If you thought Rose was a blunderer in history, Donna takes the cake. ‘We’re . . . er . . . hippies.’
‘You’re what?’ spluttered Sir Edgar.
Oops, thought Donna, wrong period.
But it’s Donna, so you accept it, especially when she gets in righteous lines like, ‘Coolies?’ said Donna. ‘What hole did you crawl out of? I’ll have you know that some of my best mates are from round here. My cousin Janice is married to a Sikh.’ I don’t know that Donna actually has that much to do, though, than mouth off. The Doctor spends a lot of the book telling the other characters he’s brilliant and only he can sort out of their problems.
Good thing, then, that Morris has captured Gandhi so perfectly. I have limited knowledge of Gandhi—we did study him for a short time in high school—but what Morris has written seems consistent with Gandhi’s pacifist beliefs, and it’s not that difficult to imagine Gandhi accepting aliens and the TARDIS with considerable aplomb. Here is a character who betters even the Doctor: ‘But what happens when you come up against an opponent who is incapable of respect? What happens when your opponent can only hate? What happens if by killing the one you can save the many?’
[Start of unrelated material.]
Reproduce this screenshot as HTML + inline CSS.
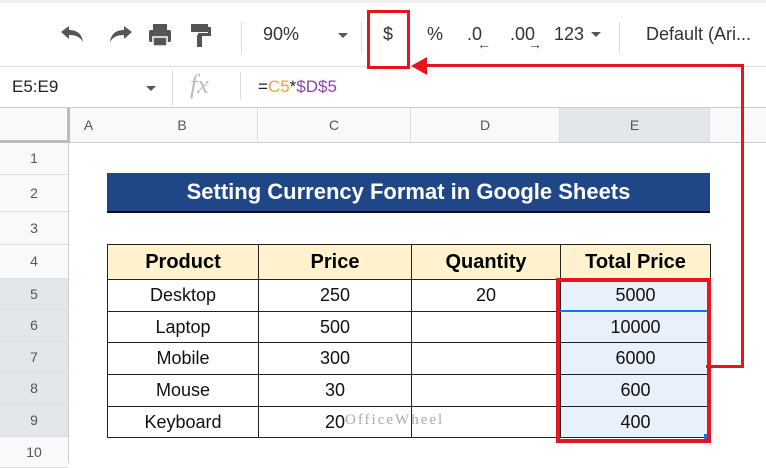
<!DOCTYPE html>
<html><head><style>
body{margin:0;width:766px;height:463px;overflow:hidden;background:#fff;font-family:"Liberation Sans",Arial,sans-serif;position:relative}
.a{position:absolute}
.t{color:#333;font-size:18px;font-weight:500}
.rn{position:absolute;left:0;width:68px;text-align:center;font-size:14px;color:#555;border-bottom:1px solid #ddd;background:#f8f9fa}
.ch{position:absolute;top:108px;height:34px;line-height:34px;text-align:center;font-size:14px;color:#555;border-right:1px solid #ddd;background:#f8f9fa;border-bottom:1px solid #ccc}
table{position:absolute;left:107px;top:244px;border-collapse:collapse;font-size:18px}
td{border:1.5px solid #222;text-align:center;padding:0;color:#111}
tr.r{height:31.7px}
th{border:1.5px solid #222;background:#fff2cc;font-size:20px;padding:0}
.e{background:#e8f0fb}
</style></head><body>
<div class="a" style="left:0;top:0;width:766px;height:3px;background:#eee"></div>
<svg class="a" style="left:55px;top:22px" width="170" height="28" viewBox="0 0 170 28">
<path d="M6 10 L14 4 V8 C22 8 27 12 28 20 C25 15 21 13 14 13 V17 Z" fill="#555"/>
<path d="M77 10 L69 4 V8 C61 8 56 12 55 20 C58 15 62 13 69 13 V17 Z" fill="#555"/>
<rect x="98" y="2" width="14" height="6" fill="#555"/><rect x="94" y="8" width="22" height="12" rx="2" fill="#555"/><rect x="98" y="15" width="14" height="9" fill="#555" stroke="#fff" stroke-width="1.5"/>
<rect x="136" y="2" width="17" height="8" fill="#555"/><rect x="153" y="5" width="3" height="8" fill="#555"/><rect x="143" y="11" width="13" height="3" fill="#555"/><rect x="142" y="13" width="5" height="12" fill="#555"/>
</svg>
<div class="a" style="left:241px;top:22px;width:1px;height:32px;background:#ddd"></div>
<div class="a t" style="left:263px;top:24px">90%</div>
<div class="a" style="left:338px;top:33px;border:5px solid transparent;border-top:5px solid #555"></div>
<div class="a" style="left:361px;top:22px;width:1px;height:32px;background:#ddd"></div>
<div class="a t" style="left:383px;top:24px">$</div>
<div class="a t" style="left:427px;top:24px">%</div>
<div class="a t" style="left:467px;top:24px">.0</div><div class="a" style="left:477px;top:36px;font-size:14px;color:#444;font-weight:bold">←</div>
<div class="a t" style="left:510px;top:24px">.00</div><div class="a" style="left:528px;top:36px;font-size:14px;color:#444;font-weight:bold">→</div>
<div class="a t" style="left:554px;top:24px">123</div>
<div class="a" style="left:591px;top:32px;border:5px solid transparent;border-top:5px solid #555"></div>
<div class="a" style="left:619px;top:22px;width:1px;height:32px;background:#ddd"></div>
<div class="a t" style="left:646px;top:24px">Default (Ari...</div>
<div class="a" style="left:0;top:66px;width:766px;height:1px;background:#ddd"></div>
<div class="a" style="left:12px;top:77px;font-size:17px;color:#222">E5:E9</div>
<div class="a" style="left:146px;top:86px;border:5px solid transparent;border-top:5px solid #555"></div>
<div class="a" style="left:172px;top:70px;width:1px;height:36px;background:#ddd"></div>
<div class="a" style="left:190px;top:70px;font-family:'Liberation Serif',serif;font-style:italic;font-size:26px;color:#bbb">fx</div>
<div class="a" style="left:240px;top:72px;width:1px;height:28px;background:#ddd"></div>
<div class="a" style="left:258px;top:77px;font-size:17px;color:#222">=<span style="color:#f4a13b">C5</span>*<span style="color:#8e44ad">$D$5</span></div>
<div class="a" style="left:0;top:107px;width:766px;height:1px;background:#ccc"></div>
<div class="ch" style="left:0;width:67px;border-right:3px solid #bbb;border-bottom:3px solid #bbb;height:32px"></div>
<div class="ch" style="left:70px;width:37px">A</div>
<div class="ch" style="left:107px;width:150px">B</div>
<div class="ch" style="left:258px;width:152px">C</div>
<div class="ch" style="left:411px;width:148px">D</div>
<div class="ch" style="left:560px;width:149px;background:#e3e6ea">E</div>
<div class="ch" style="left:710px;width:56px;border-right:none"></div>
<div class="rn" style="top:143px;height:31px;line-height:31px">1</div>
<div class="rn" style="top:175px;height:36px;line-height:36px">2</div>
<div class="rn" style="top:212px;height:32px;line-height:32px">3</div>
<div class="rn" style="top:245px;height:33px;line-height:33px">4</div>
<div class="rn" style="top:279px;height:30px;line-height:30px;background:#e3e6ea">5</div>
<div class="rn" style="top:310px;height:31px;line-height:31px;background:#e3e6ea">6</div>
<div class="rn" style="top:342px;height:30px;line-height:30px;background:#e3e6ea">7</div>
<div class="rn" style="top:373px;height:31px;line-height:31px;background:#e3e6ea">8</div>
<div class="rn" style="top:405px;height:31px;line-height:31px;background:#e3e6ea">9</div>
<div class="rn" style="top:437px;height:30px;line-height:30px">10</div>
<div class="a" style="left:68px;top:142px;width:1px;height:321px;background:#ccc"></div>
<div class="a" style="left:107px;top:173px;width:603px;height:38px;background:#1f4788;border-bottom:2px solid #111;color:#fff;font-weight:bold;font-size:22px;text-align:center;line-height:38px">Setting Currency Format in Google Sheets</div>
<table>
<tr style="height:35px"><th style="width:150px">Product</th><th style="width:152px">Price</th><th style="width:148px">Quantity</th><th style="width:149px">Total Price</th></tr>
<tr class="r"><td>Desktop</td><td>250</td><td>20</td><td class="e">5000</td></tr>
<tr class="r"><td>Laptop</td><td>500</td><td></td><td class="e">10000</td></tr>
<tr class="r"><td>Mobile</td><td>300</td><td></td><td class="e">6000</td></tr>
<tr class="r"><td>Mouse</td><td>30</td><td></td><td class="e">600</td></tr>
<tr class="r"><td>Keyboard</td><td>20</td><td></td><td class="e">400</td></tr>
</table>
<div class="a" style="left:560px;top:310px;width:148px;height:2px;background:#1a73e8"></div>
<div class="a" style="left:704px;top:434px;width:7px;height:7px;background:#1a73e8"></div>
<div class="a" style="left:345px;top:412px;font-family:'Liberation Serif',serif;font-size:15px;color:#aaa;letter-spacing:2px">OfficeWheel</div>
<div class="a" style="left:367px;top:10px;width:37px;height:53px;border:3px solid #e8141c"></div>
<div class="a" style="left:556px;top:278px;width:147px;height:157px;border:4px solid #e8141c"></div>
<div class="a" style="left:425px;top:64px;width:319px;height:3px;background:#e8141c"></div>
<div class="a" style="left:411px;top:57px;border:9px solid transparent;border-right:16px solid #e8141c;border-left:0"></div>
<div class="a" style="left:741px;top:64px;width:3px;height:304px;background:#e8141c"></div>
<div class="a" style="left:706px;top:365px;width:38px;height:3px;background:#e8141c"></div>
</body></html>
… ‘Then I suppose you must die in the knowledge that at least you have remained as merciful and pure as it possible for a flesh-and-blood creature to be.’ Donna’s reaction to Gandhi is so sweet and heartfelt, you realize this is what makes her a good companion. She resembles Rose’s “bleedin’ heart” mentality when she has a go at Lady Campbell for insisting on patronizing India and Indians.
Though the style in which the aliens and their reason for being in the picture is a bit gauche in my opinion, I do think Morris has got a great imagination. He has created the gelem, They were like Daleks without the intelligence, efficient but expendable. Perhaps the most horrifying aspect of all was that it took at least five members of a species to create each gelem warrior. There is something, therefore, very dark at the heart of this story, and when the Doctor, Cameron, and Gandhi are put into this gelem-machine . . . well, I don’t want to spoil it for you, but it’s a memorable sequence and would surely be at home in any of the TV adventures. The ending is even a bit like “The Unquiet Dead.”
In terms of the basic gathering of characters and the setting, Ghosts of India was every bit as entertaining as I thought it would be. The rest, including the plot, was rather incidental!